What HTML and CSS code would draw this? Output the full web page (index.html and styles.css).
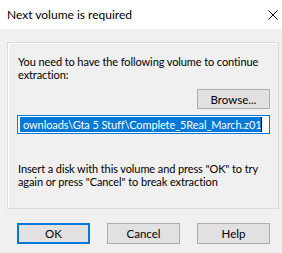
FILE: index.html
```html
<!DOCTYPE html>
<html>
<head>
<meta charset="utf-8">
<link rel="stylesheet" href="styles.css">
</head>
<body>
<div class="window">
  <div class="titlebar">
    <span class="title">Next volume is required</span>
    <svg class="close" width="10" height="10" viewBox="0 0 10 10"><path d="M0.5 0.5L9.5 9.5M9.5 0.5L0.5 9.5" stroke="#000" stroke-width="1" fill="none"/></svg>
  </div>
  <div class="client">
    <div class="group">
      <p class="msg">You need to have the following volume to continue extraction:</p>
      <div class="browse-row">
        <button class="btn">Browse...</button>
      </div>
      <div class="edit"><span class="sel">ownloads\Gta 5 Stuff\Complete_5Real_March.z01</span><span class="caret"></span></div>
      <p class="msg msg2">Insert a disk with this volume and press "OK" to try again or press "Cancel" to break extraction</p>
    </div>
    <div class="buttons">
      <button class="btn default">OK</button>
      <button class="btn">Cancel</button>
      <button class="btn">Help</button>
    </div>
  </div>
</div>
</body>
</html>
```
FILE: styles.css
```css
html, body {
  margin: 0;
  padding: 0;
}
body {
  width: 282px;
  height: 253px;
  background: #f0f0f0;
  font-family: Lato, "Noto Sans", sans-serif;
  font-size: 11px;
  letter-spacing: -0.1px;
  color: #000;
  overflow: hidden;
}
.window {
  display: flex;
  flex-direction: column;
  height: 253px;
}
.titlebar {
  height: 29px;
  background: #fff;
  display: flex;
  align-items: center;
  justify-content: space-between;
  padding: 0 4px 0 7px;
  box-sizing: border-box;
  font-size: 12px;
  letter-spacing: 0;
}
.title {
  line-height: 16px;
}
.client {
  flex: 1;
  padding: 13px 3px 0 7px;
}
.group {
  width: 272px;
  height: 167px;
  box-sizing: border-box;
  border: 1px solid #dcdcdc;
  box-shadow: inset 1px 1px 0 #fff;
  padding: 12px 8px 0 10px;
  display: flex;
  flex-direction: column;
}
.msg {
  margin: 0;
  line-height: 13px;
}
.browse-row {
  display: flex;
  justify-content: flex-end;
  margin-top: 8px;
}
.btn {
  font-family: inherit;
  font-size: 11.5px;
  letter-spacing: 0;
  color: #000;
  background: #e1e1e1;
  border: 1px solid #adadad;
  width: 73px;
  height: 21px;
  padding: 0;
  margin: 0;
  box-sizing: border-box;
}
.browse-row .btn {
  height: 20px;
}
.edit {
  margin: 6px 0 0 -1px;
  height: 19px;
  box-sizing: border-box;
  border: 1px solid #0078d7;
  background: #fff;
  padding: 1px 2px;
  display: flex;
  align-items: stretch;
  overflow: hidden;
  white-space: nowrap;
}
.sel {
  background: #0078d7;
  color: #fff;
  line-height: 15px;
  font-size: 11px;
  padding-left: 3px;
}
.caret {
  width: 1px;
  background: #000;
}
.msg2 {
  margin-top: 28px;
}
.buttons {
  display: flex;
  gap: 17px;
  margin-top: 14px;
  padding-left: 10px;
}
.btn.default {
  border: 2px solid #0078d7;
}
```
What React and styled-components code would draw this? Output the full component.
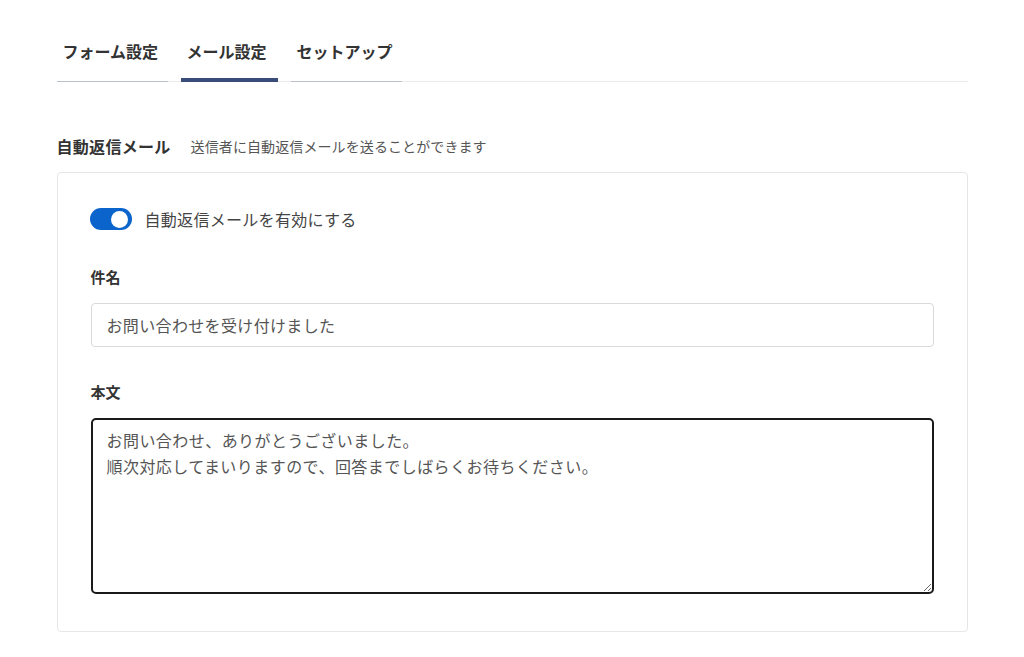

Stated goal - Show every line from the listing above in which the string "index" appears.

Task answer -
What HTML and CSS code would draw this? Output the full web page (index.html and styles.css).
FILE: index.html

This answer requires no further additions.